AIM
Report how many lines in the records hold the string "this"; give the number and nothing else.

SUPPLIED MATERIAL
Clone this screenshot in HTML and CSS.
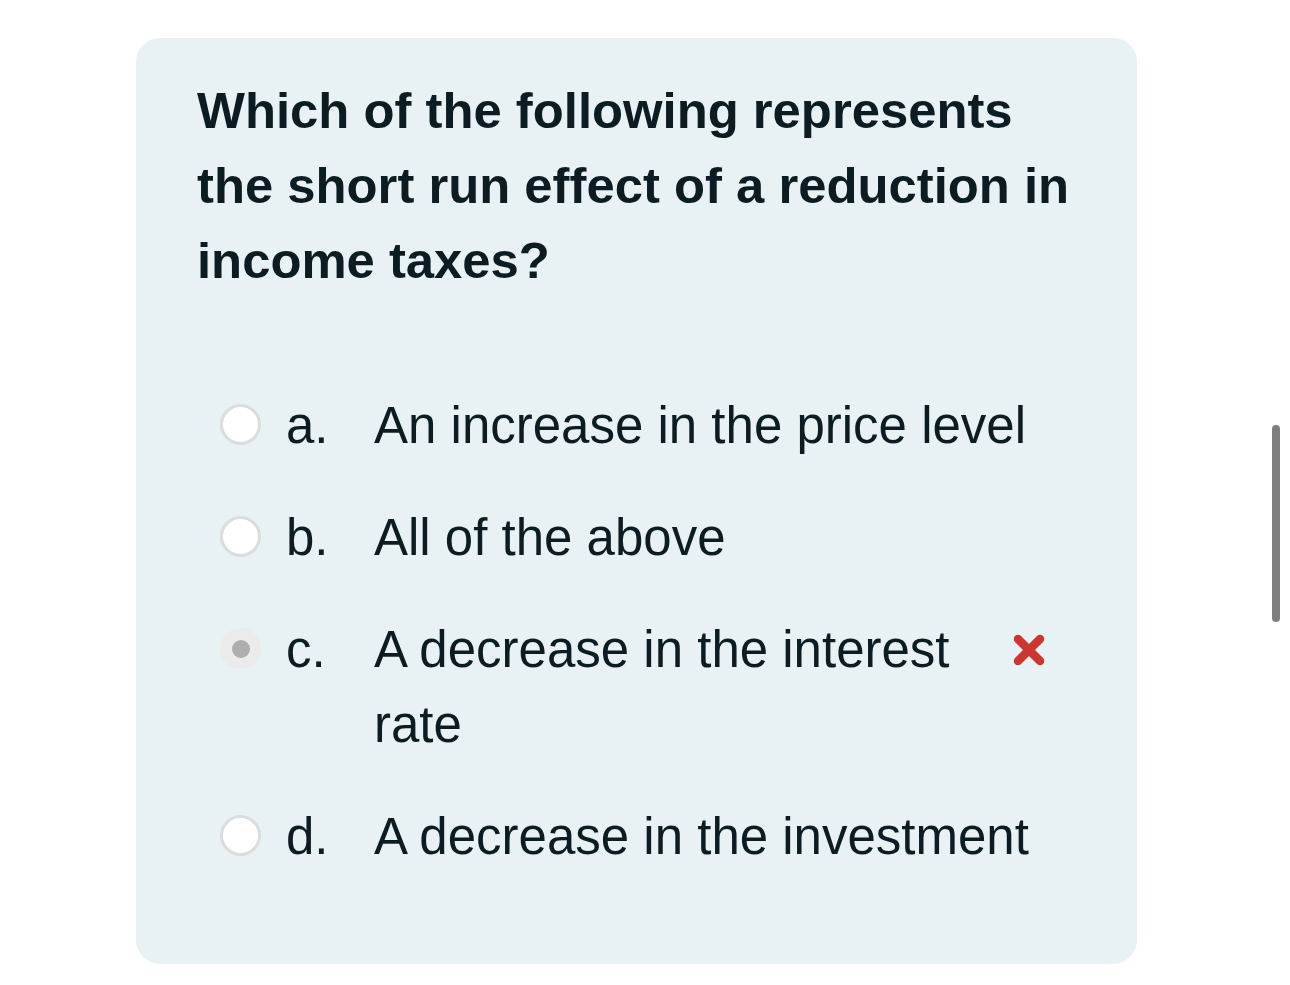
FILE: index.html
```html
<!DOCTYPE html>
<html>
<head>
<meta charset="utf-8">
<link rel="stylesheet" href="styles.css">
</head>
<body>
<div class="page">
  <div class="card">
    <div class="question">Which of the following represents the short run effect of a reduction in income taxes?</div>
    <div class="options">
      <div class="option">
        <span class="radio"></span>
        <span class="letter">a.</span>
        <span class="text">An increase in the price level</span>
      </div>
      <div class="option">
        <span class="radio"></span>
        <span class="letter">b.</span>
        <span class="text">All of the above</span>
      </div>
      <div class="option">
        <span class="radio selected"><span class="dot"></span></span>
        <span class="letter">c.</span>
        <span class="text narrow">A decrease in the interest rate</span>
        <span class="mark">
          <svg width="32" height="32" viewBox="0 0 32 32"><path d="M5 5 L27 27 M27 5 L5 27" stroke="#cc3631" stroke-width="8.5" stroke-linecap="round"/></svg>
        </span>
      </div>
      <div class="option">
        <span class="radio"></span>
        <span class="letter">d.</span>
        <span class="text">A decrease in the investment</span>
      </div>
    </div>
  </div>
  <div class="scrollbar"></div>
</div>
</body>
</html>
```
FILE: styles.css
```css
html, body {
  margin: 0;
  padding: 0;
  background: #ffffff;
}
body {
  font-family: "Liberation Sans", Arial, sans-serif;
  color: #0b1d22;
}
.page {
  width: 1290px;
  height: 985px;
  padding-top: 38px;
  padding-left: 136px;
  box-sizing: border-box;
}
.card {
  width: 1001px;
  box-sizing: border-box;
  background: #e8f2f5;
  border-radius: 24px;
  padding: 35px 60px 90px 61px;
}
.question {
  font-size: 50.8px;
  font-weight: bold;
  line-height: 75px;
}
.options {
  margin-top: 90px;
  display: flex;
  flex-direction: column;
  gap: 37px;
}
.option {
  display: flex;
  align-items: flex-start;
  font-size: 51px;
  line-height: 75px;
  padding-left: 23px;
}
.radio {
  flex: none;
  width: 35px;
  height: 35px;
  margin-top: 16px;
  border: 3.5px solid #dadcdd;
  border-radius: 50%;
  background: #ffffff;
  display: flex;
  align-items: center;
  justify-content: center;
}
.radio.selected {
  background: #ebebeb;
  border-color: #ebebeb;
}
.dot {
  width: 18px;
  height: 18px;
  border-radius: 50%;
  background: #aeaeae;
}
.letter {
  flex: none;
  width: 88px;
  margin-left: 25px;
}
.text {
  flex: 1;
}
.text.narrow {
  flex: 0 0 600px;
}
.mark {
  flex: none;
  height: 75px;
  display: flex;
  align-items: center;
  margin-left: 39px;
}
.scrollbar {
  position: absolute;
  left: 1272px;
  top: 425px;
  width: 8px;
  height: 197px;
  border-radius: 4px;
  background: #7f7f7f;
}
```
==
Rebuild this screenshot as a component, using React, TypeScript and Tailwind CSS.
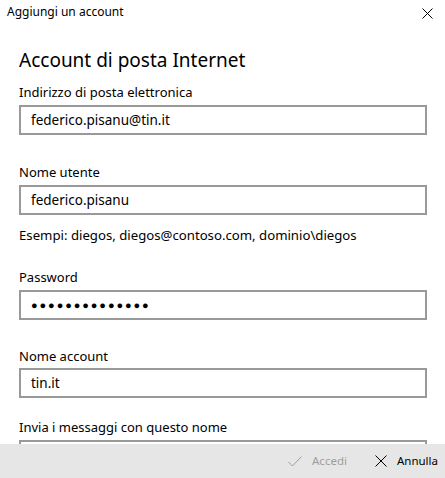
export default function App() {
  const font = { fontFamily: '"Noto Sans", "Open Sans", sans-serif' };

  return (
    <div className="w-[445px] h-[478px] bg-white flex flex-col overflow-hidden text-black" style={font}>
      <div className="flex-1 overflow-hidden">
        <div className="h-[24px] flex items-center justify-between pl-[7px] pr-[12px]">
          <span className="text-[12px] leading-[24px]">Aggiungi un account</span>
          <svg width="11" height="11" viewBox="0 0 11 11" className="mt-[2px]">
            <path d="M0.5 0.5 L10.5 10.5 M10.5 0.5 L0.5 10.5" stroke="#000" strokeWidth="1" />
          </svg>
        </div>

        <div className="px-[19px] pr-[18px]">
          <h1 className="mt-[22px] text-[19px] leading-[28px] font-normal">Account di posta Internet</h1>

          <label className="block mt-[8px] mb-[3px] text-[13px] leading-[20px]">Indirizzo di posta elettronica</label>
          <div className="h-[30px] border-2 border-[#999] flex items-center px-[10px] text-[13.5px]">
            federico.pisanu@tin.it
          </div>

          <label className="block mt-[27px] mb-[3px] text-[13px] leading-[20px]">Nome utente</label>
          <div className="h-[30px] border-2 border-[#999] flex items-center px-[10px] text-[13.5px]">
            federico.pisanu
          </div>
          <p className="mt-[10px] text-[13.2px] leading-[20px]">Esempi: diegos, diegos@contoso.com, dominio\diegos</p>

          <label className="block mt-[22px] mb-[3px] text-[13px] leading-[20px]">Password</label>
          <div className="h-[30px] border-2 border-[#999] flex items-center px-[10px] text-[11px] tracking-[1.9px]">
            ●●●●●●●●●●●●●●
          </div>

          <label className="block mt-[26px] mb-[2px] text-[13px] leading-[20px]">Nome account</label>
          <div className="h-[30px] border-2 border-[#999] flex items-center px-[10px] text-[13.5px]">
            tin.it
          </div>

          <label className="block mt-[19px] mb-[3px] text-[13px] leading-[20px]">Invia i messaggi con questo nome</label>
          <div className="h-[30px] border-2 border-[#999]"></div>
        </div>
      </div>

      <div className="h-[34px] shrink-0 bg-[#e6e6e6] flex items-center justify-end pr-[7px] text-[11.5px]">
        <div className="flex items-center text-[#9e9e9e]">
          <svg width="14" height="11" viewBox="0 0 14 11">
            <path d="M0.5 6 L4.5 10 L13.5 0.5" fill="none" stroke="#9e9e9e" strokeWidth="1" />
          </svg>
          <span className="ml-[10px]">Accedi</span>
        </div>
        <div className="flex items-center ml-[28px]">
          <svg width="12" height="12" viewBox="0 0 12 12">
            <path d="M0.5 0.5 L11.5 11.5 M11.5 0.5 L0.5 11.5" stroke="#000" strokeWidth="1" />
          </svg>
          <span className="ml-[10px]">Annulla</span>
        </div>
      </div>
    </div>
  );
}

ANSWER BELOW
2